Poco después, te otorgaban la violencia más excelsa, te sometían a la belleza más terrible: darte un nombre. Una clasificación de herbario, unas sílabas verdes que al ser hendidas hagan correr la sabia blanca cultural de los tubérculos. Una forma, un molde, un contorno vil. Pero que, como todo anverso, traiga consigo un envés, un vacío: la deliciosa conciencia triste de no ser todo aquello que no se llamará como tú te llamas, ni se volteará ni marinará contigo en ajo ni en perejil ni en vino. Todo aquello que no se dice con tu palabra ni huele como tú (a gardenia y a sobaco) ni se cimbrea al caminar con tu misma única frecuencia.
Carne vegetal nervada y sedienta de agua de riego con un nombre en latín, te volvías. Y para lograr absorber minerales de la tierra, para que no te quitaran el sol, ni te negaran la lluvia, necesitabas cubrirte con nuevas membranas de voz y queratina. Muros, capas, categorías. Corazas, Verdades (de uve mayúscula), celulosa, tegumentos, lo indiscutible, venenos, toxinas, tallos fibrosos, panoplias, razón, espinas.

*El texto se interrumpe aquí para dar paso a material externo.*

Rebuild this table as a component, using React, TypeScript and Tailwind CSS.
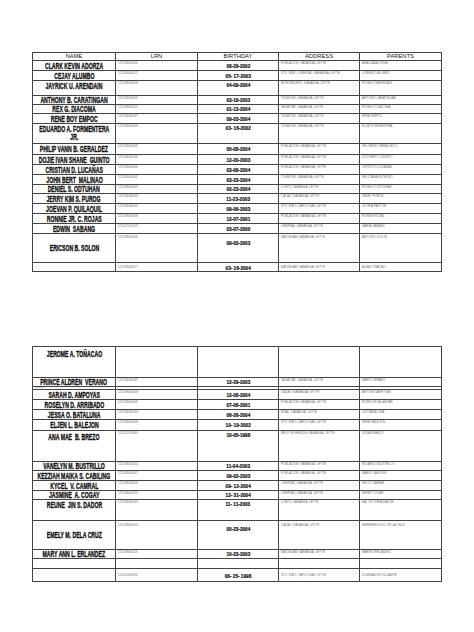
import clsx from "clsx";

interface Row {
  h: string;
  name?: string;
  lrn?: string;
  bday?: string;
  addr?: string;
  par?: string;
  // alignment overrides (full class strings)
  nameCls?: string;
  dateCls?: string;
  tinyCls?: string;
  tag?: string;
}

const tableOne: Row[] = [
  { h: "h-[10px]", name: "CLARK KEVIN ADORZA", lrn: "121538060016", bday: "06-29-2002", addr: "POBLACION, KANANGA, LEYTE", par: "ANALIZA ADORZA" },
  { h: "h-[10px]", name: "CEJAY ALUMBO", lrn: "121538060022", bday: "05- 17-2003", addr: "STO. NIÑO, LIBERTAD, KANANGA, LEYTE", par: "LORENZO ALUMBO" },
  { h: "h-[15px]", name: "JAYRICK U. ARENDAIN", lrn: "121538060008", bday: "04-09-2004", addr: "MONTEBUENO, KANANGA, LEYTE", par: "ROGELIO ARENDAIN", nameCls: "items-start pt-[1px]", dateCls: "items-start pt-[1px]" },
  { h: "h-[9px]", name: "ANTHONY B. CARATINGAN", lrn: "121538060019", bday: "03-18-2002", addr: "TUGBONG, KANANGA, LEYTE", par: "ANTONIO CARATINGAN" },
  { h: "h-[9px]", name: "REX G. DIACOMA", lrn: "121538060021", bday: "01-13-2004", addr: "TAGAYTAY, KANANGA, LEYTE", par: "ROGELIO DIACOMA" },
  { h: "h-[10px]", name: "RENE BOY EMPOC", lrn: "121538060027", bday: "09-03-2004", addr: "TUGBONG, KANANGA, LEYTE", par: "RENE EMPOC" },
  { h: "h-[20px]", name: "EDUARDO A. FORMENTERA\nJR.", lrn: "121538060030", bday: "03- 16-2002", addr: "TUGBONG, KANANGA, LEYTE", par: "ELSIE FORMENTERA", nameCls: "items-start pt-[1px]", dateCls: "items-start pt-[1px]" },
  { h: "h-[11px]", name: "PHILIP VANN B. GERALDEZ", lrn: "121538060033", bday: "05-08-2004", addr: "POBLACION, KANANGA, LEYTE", par: "FELOMINO GERALDEZ II" },
  { h: "h-[10px]", name: "DOJIE IVAN SHANE  GUINTO", lrn: "121538060035", bday: "12-20-2003", addr: "POBLACION, KANANGA, LEYTE", par: "DOLORES T. GUINTO" },
  { h: "h-[10px]", name: "CRISTIAN D. LUCAÑAS", lrn: "121538060040", bday: "03-08-2004", addr: "POBLACION, KANANGA, LEYTE", par: "CRISTUTO LUCAÑAS" },
  { h: "h-[10px]", name: "JOHN BERT  MALINAO", lrn: "121538060041", bday: "03-23-2004", addr: "TUGBONG, KANANGA, LEYTE", par: "FELICIANA ESTRUSO" },
  { h: "h-[9px]", name: "DENIEL S. ODTUHAN", lrn: "121538060047", bday: "02-23-2004", addr: "LONOY, KANANGA, LEYTE", par: "ROGELIO ODTUHAN" },
  { h: "h-[10px]", name: "JERRY KIM S. PUROG", lrn: "121538060053", bday: "11-23-2003", addr: "CACAO, KANANGA, LEYTE", par: "JERRY PUROG" },
  { h: "h-[10px]", name: "JOEVAN P. QUILAQUIL", lrn: "121538060055", bday: "09-06-2003", addr: "STO. NIÑO, CAPOOCAN, LEYTE", par: "GLORIA PASTOR" },
  { h: "h-[10px]", name: "RONNIE JR. C. ROJAS", lrn: "121538060058", bday: "12-07-2001", addr: "POBLACION, KANANGA, LEYTE", par: "RONNIE ROJAS" },
  { h: "h-[10px]", name: "EDWIN  SABANG", lrn: "121547070007", bday: "03-07-2000", addr: "LIBERTAD, KANANGA, LEYTE", par: "MARIA SABANG" },
  { h: "h-[29px]", name: "ERICSON B. SOLON", lrn: "121538060059", bday: "09-03-2003", addr: "NATUBGAN, KANANGA, LEYTE", par: "ANTONIO SOLON", dateCls: "items-start pt-[6px]", tinyCls: "items-start pt-[2px]" },
  { h: "h-[9px]", name: "", lrn: "121538060077", bday: "03- 16-2004", addr: "NATUBGAN, KANANGA, LEYTE", par: "ALMA TOÑACAO", dateCls: "items-end pb-[0px]", tinyCls: "items-end pb-[2px]" },
];

const tableTwo: Row[] = [
  { h: "h-[30px]", name: "JEROME A. TOÑACAO", nameCls: "items-start pt-[3px]" },
  { h: "h-[9px]", name: "PRINCE ALDREN  VERANO", lrn: "121538060087", bday: "12-29-2003", addr: "TAGAYTAY, KANANGA, LEYTE", par: "MARIO VERANO" },
  { h: "h-[3px]", tag: "TWO B" },
  { h: "h-[10px]", name: "SARAH D. AMPOYAS", lrn: "121538060003", bday: "12-08-2004", addr: "CACAO, KANANGA, LEYTE", par: "ANTONIO AMPOYAS" },
  { h: "h-[10px]", name: "ROSELYN D. ARRIBADO", lrn: "121538060005", bday: "07-06-2001", addr: "POBLACION, KANANGA, LEYTE", par: "ROSELYN DELANTAR" },
  { h: "h-[10px]", name: "JESSA O. BATALUNA", lrn: "121538060010", bday: "06-26-2004", addr: "RIZAL, KANANGA, LEYTE", par: "LEO BATALUNA" },
  { h: "h-[11px]", name: "ELJEN L. BALEJON", lrn: "121538060009", bday: "10- 19-2002", addr: "STO. NIÑO, CAPOOCAN, LEYTE", par: "RENE BALEJON" },
  { h: "h-[31px]", name: "ANA MAE  B. BREZO", lrn: "121541150090", bday: "10-05-1998", addr: "BRGY. RIVERSIDE, KANANGA, LEYTE", par: "SUSAN BREZO", nameCls: "items-start pt-[2px]", dateCls: "items-start pt-[1px]" },
  { h: "h-[9px]", name: "VANELYN M. BUSTRILLO", lrn: "121538060014", bday: "11-04-2003", addr: "POBLACION, KANANGA, LEYTE", par: "EDUARDO BUSTRILLO" },
  { h: "h-[10px]", name: "KEZZIAH MAIKA S. CABILING", lrn: "121538060017", bday: "09-02-2003", addr: "POBLACION, KANANGA, LEYTE", par: "MARIO CABILING" },
  { h: "h-[10px]", name: "KYCEL  V. CAMRAL", lrn: "121538060018", bday: "09- 12-2004", addr: "LIBERTAD, KANANGA, LEYTE", par: "NELLY CAMRAL" },
  { h: "h-[9px]", name: "JASMINE  A. COGAY", lrn: "121538060019", bday: "12- 31-2004", addr: "LIBERTAD, KANANGA, LEYTE", par: "HENRY COGAY" },
  { h: "h-[21px]", name: "REUNE  JIN S. DADOR", lrn: "121538060023", bday: "11- 11-2003", addr: "LONOY, KANANGA, LEYTE", par: "MA. VICTORIA DADOR", nameCls: "items-start pt-[1px]", dateCls: "items-start pt-[1px]" },
  { h: "h-[29px]", name: "EMELY M. DELA CRUZ", lrn: "121538060024", bday: "05-23-2004", addr: "CACAO, KANANGA, LEYTE", par: "HERMENEGILDO DE LA CRUZ", dateCls: "items-start pt-[5px]", tinyCls: "items-start pt-[3px]" },
  { h: "h-[9px]", name: "MARY ANN L. ERLANDEZ", lrn: "121538060025", bday: "10-23-2003", addr: "NATUBGAN, KANANGA, LEYTE", par: "MARINO ERLANDEZ" },
  { h: "h-[10px]" },
  { h: "h-[13px]", lrn: "121541080010", bday: "08- 25- 1998", addr: "STO. NIÑO, CAPOOCAN, LEYTE", par: "DOMINADOR VILLAMOR", dateCls: "items-end pb-[2px]", tinyCls: "items-center" },
];

const cols = "grid grid-cols-[82px_82px_81px_81px_82px]";
const line = "border-[#444]";

const Tiny = ({ text, cls }: { text?: string; cls?: string }) => (
  <div className={clsx("flex border-l pl-[2px]", line, cls ?? "items-start pt-[1px]")}>
    <span className="whitespace-nowrap text-[3px] leading-none text-[#707070]">{text}</span>
  </div>
);

const TableRow = ({ r, first }: { r: Row; first?: boolean }) => (
  <div className={clsx(cols, r.h, !first && "border-t", line)}>
    <div className={clsx("flex justify-center", r.nameCls ?? "items-center", r.tag && "justify-start pl-[2px]")}>
      {r.tag ? (
        <span className="text-[2.5px] leading-none text-[#777]">{r.tag}</span>
      ) : (
        <span className="inline-block scale-x-[0.57] whitespace-pre text-center text-[9px] font-bold leading-[8px] text-[#111] [-webkit-text-stroke:0.35px_#111]">
          {r.name}
        </span>
      )}
    </div>
    <Tiny text={r.lrn} cls={r.tinyCls} />
    <div className={clsx("flex justify-center border-l", line, r.dateCls ?? "items-center")}>
      <span className="inline-block scale-x-[0.78] whitespace-pre text-[6px] font-bold leading-none text-[#111] [-webkit-text-stroke:0.2px_#111]">
        {r.bday}
      </span>
    </div>
    <Tiny text={r.addr} cls={r.tinyCls} />
    <Tiny text={r.par} cls={r.tinyCls} />
  </div>
);

const Table = ({ rows, header, className }: { rows: Row[]; header?: boolean; className?: string }) => (
  <div className={clsx("w-[410px] border", line, className)}>
    {header && (
      <div className={clsx(cols, "h-[7px] text-[5.8px] leading-none text-[#222]")}>
        <div className="flex items-center justify-center">NAME</div>
        <div className={clsx("flex items-center justify-center border-l", line)}>LRN</div>
        <div className={clsx("flex items-center justify-center border-l", line)}>BIRTHDAY</div>
        <div className={clsx("flex items-center justify-center border-l", line)}>ADDRESS</div>
        <div className={clsx("flex items-center justify-center border-l", line)}>PARENTS</div>
      </div>
    )}
    {rows.map((r, i) => (
      <TableRow key={i} r={r} first={!header && i === 0} />
    ))}
  </div>
);

export default function App() {
  return (
    <div className="h-[632px] w-[474px] overflow-hidden bg-white font-['Liberation_Sans',Arial,sans-serif]">
      <div className="flex flex-col pl-[32px] pt-[52px]">
        <Table rows={tableOne} header />
        <Table rows={tableTwo} className="mt-[74px]" />
      </div>
    </div>
  );
}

Lo hacías chupando por las raíces voces viscosas y marrones; admitiendo que se te adhirieran como lapas las lenguas gritadas que traía el viento; abriéndote en pulpa viva a las palabras-frutas del agua; sometiéndote en la fragua de calor y sed de los verbos conjurados por el fuego.
Organismo transeúnte, mamabas palabras de muchos mundos, cinceladas a bocados, lamidos y dentelladas bajo muchos cielos distintos. Palabras que sabían a comidas lejanas, espirituadas en otras fes y otras especias. Heredadas de bocas desesperadas, bocas que rumian, bocas que saben a mar, que saben a boca, bocas animales, bocas de libro, labios que se preñan penetrados en tinta, labios en dedos, dedos en labios, labios apergaminados de palabras adelgazadas y facas y dagas y otros metales y otras mentiras y melodías.
Y con todos esos pedazos heridos de alas, feliz de purito dolor, cosías tu canción de cigarra de verano. Y te sentabas ahí en una hoja a cantar. Muy alto pero bajito para poder oír si, por si acaso, alguien pasase por ahí y pronunciase el embeleso de tu nombre a la sombra del peral de agosto en el que esperas-cantas.
Y después, era cuestión de, si eso, ir muriendo. Poco a poco, o de repente; que daba igual, que no importaba.